▶ **Exercise task**
Give only the number of lines that contain the word "this".

Collection entries:
== == ==

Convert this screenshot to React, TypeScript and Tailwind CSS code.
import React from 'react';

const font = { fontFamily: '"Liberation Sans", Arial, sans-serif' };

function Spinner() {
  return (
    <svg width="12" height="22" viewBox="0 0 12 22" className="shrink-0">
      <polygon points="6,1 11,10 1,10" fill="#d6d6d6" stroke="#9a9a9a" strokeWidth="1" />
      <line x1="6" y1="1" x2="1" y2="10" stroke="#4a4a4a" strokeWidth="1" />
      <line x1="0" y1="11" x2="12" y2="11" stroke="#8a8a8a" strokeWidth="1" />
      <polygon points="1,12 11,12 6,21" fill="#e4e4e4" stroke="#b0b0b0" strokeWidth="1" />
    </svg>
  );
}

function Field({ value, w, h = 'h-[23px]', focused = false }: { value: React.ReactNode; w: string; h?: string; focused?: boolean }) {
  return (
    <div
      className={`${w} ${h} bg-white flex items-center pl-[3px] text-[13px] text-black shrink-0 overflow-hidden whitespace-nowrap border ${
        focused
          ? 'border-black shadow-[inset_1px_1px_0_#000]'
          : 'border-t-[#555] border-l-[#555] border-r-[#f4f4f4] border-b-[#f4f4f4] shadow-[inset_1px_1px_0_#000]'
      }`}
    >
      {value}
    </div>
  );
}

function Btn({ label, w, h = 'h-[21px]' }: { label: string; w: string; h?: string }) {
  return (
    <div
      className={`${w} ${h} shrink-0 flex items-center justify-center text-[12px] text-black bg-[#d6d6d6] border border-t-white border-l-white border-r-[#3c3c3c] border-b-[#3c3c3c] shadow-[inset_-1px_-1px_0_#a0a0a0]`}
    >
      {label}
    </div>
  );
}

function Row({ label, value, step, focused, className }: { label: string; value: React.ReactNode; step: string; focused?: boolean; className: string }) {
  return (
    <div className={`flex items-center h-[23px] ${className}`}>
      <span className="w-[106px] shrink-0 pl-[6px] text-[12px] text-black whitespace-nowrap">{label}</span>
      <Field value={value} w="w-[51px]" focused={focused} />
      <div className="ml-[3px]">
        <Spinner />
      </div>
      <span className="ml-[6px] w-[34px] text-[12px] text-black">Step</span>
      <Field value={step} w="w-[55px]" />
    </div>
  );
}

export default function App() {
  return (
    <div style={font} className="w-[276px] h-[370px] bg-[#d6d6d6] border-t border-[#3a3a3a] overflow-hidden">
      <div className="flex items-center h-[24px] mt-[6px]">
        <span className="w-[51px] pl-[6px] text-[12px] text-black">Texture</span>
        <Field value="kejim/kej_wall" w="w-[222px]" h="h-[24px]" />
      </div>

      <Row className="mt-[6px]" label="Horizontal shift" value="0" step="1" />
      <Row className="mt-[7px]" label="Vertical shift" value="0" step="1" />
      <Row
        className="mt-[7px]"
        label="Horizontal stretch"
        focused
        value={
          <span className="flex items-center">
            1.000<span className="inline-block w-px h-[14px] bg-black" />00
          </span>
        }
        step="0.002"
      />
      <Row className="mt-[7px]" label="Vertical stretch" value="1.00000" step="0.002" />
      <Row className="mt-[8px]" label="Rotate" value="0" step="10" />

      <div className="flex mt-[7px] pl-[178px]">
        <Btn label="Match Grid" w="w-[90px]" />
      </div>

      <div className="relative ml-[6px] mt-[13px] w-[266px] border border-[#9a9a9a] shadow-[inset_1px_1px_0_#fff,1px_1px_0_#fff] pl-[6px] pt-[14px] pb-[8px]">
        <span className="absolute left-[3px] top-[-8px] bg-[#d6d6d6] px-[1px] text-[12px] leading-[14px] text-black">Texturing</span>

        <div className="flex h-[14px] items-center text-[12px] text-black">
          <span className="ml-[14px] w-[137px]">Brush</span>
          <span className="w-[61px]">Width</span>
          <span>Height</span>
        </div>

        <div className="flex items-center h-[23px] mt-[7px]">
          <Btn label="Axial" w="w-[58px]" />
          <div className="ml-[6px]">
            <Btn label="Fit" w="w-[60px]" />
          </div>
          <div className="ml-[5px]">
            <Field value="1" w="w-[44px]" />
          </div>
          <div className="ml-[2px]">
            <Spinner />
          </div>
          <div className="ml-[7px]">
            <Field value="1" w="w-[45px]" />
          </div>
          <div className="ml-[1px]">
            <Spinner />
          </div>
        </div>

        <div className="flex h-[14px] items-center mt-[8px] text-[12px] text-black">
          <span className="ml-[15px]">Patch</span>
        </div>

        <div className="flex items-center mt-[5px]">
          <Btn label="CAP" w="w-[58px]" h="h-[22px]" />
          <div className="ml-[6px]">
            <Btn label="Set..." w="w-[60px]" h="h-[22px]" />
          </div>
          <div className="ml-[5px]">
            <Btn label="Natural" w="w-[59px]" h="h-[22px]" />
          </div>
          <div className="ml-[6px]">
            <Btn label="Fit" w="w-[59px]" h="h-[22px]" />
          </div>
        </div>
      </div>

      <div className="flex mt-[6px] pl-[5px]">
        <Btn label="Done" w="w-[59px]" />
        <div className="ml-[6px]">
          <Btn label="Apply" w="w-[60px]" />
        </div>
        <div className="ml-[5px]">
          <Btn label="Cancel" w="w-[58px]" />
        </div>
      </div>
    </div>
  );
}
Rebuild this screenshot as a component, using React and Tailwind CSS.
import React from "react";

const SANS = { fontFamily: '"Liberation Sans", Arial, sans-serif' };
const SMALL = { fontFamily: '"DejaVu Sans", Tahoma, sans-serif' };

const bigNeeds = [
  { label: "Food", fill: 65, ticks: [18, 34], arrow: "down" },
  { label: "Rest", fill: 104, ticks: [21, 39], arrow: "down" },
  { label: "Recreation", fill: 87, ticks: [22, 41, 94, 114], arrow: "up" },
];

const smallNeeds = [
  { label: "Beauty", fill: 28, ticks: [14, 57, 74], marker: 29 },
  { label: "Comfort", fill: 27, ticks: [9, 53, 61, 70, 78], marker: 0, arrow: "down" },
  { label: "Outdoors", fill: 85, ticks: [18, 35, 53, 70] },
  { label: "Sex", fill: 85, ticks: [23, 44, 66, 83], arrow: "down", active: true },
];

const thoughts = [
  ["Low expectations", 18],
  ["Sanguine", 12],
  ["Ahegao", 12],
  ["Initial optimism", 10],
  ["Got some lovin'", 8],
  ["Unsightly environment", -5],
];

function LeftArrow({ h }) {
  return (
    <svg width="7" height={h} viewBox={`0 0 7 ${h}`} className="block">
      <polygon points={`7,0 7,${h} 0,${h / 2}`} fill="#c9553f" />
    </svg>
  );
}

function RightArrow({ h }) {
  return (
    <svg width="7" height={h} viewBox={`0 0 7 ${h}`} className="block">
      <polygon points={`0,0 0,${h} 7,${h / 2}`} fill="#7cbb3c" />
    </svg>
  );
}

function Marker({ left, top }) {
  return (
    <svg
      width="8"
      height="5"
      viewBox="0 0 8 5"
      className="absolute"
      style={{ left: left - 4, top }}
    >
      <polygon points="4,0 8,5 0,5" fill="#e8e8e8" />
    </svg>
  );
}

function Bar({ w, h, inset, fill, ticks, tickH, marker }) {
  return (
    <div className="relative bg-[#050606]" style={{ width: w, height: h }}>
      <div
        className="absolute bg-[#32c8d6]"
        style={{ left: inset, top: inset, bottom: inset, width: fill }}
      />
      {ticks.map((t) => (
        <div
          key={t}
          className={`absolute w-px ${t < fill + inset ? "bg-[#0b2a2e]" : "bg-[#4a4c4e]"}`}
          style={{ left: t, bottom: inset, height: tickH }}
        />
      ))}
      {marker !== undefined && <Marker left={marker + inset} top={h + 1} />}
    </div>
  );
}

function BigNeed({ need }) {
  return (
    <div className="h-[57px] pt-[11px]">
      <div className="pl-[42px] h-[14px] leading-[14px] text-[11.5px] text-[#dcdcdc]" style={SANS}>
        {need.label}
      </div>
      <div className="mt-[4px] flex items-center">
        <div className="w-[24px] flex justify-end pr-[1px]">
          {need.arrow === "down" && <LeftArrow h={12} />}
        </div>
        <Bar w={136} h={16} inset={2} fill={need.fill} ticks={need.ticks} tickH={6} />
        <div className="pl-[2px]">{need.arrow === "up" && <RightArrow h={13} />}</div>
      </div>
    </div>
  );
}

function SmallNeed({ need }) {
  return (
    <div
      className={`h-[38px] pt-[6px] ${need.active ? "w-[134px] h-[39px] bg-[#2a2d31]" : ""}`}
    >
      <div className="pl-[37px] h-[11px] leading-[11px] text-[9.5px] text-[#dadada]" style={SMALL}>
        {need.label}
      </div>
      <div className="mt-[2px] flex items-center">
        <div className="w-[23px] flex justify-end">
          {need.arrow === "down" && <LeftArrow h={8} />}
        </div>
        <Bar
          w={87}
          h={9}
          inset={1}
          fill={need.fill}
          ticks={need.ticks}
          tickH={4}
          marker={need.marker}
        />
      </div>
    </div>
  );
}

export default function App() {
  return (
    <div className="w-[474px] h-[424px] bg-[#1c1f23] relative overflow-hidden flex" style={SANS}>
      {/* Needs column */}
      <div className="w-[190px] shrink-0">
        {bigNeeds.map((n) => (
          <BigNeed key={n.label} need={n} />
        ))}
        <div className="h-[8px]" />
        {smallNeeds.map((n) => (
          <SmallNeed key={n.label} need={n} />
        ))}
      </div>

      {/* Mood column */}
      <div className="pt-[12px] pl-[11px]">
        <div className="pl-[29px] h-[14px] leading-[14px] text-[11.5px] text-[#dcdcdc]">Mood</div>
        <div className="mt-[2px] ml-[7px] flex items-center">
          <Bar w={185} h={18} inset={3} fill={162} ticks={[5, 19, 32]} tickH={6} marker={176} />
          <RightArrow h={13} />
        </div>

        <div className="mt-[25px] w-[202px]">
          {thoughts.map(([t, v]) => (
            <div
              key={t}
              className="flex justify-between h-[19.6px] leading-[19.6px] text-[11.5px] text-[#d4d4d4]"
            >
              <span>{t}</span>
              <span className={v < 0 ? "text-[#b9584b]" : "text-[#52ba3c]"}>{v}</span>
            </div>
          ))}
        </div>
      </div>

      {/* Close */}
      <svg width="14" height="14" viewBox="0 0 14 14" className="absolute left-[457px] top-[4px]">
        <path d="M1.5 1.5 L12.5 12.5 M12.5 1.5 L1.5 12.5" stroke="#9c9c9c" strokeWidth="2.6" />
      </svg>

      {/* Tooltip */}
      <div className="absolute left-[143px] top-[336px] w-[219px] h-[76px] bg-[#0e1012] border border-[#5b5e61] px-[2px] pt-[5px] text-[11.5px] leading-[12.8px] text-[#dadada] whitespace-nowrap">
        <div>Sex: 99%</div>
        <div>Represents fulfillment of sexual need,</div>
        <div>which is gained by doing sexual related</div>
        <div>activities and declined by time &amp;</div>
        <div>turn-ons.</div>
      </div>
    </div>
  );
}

== == ==

▶ **Response to the exercise**
2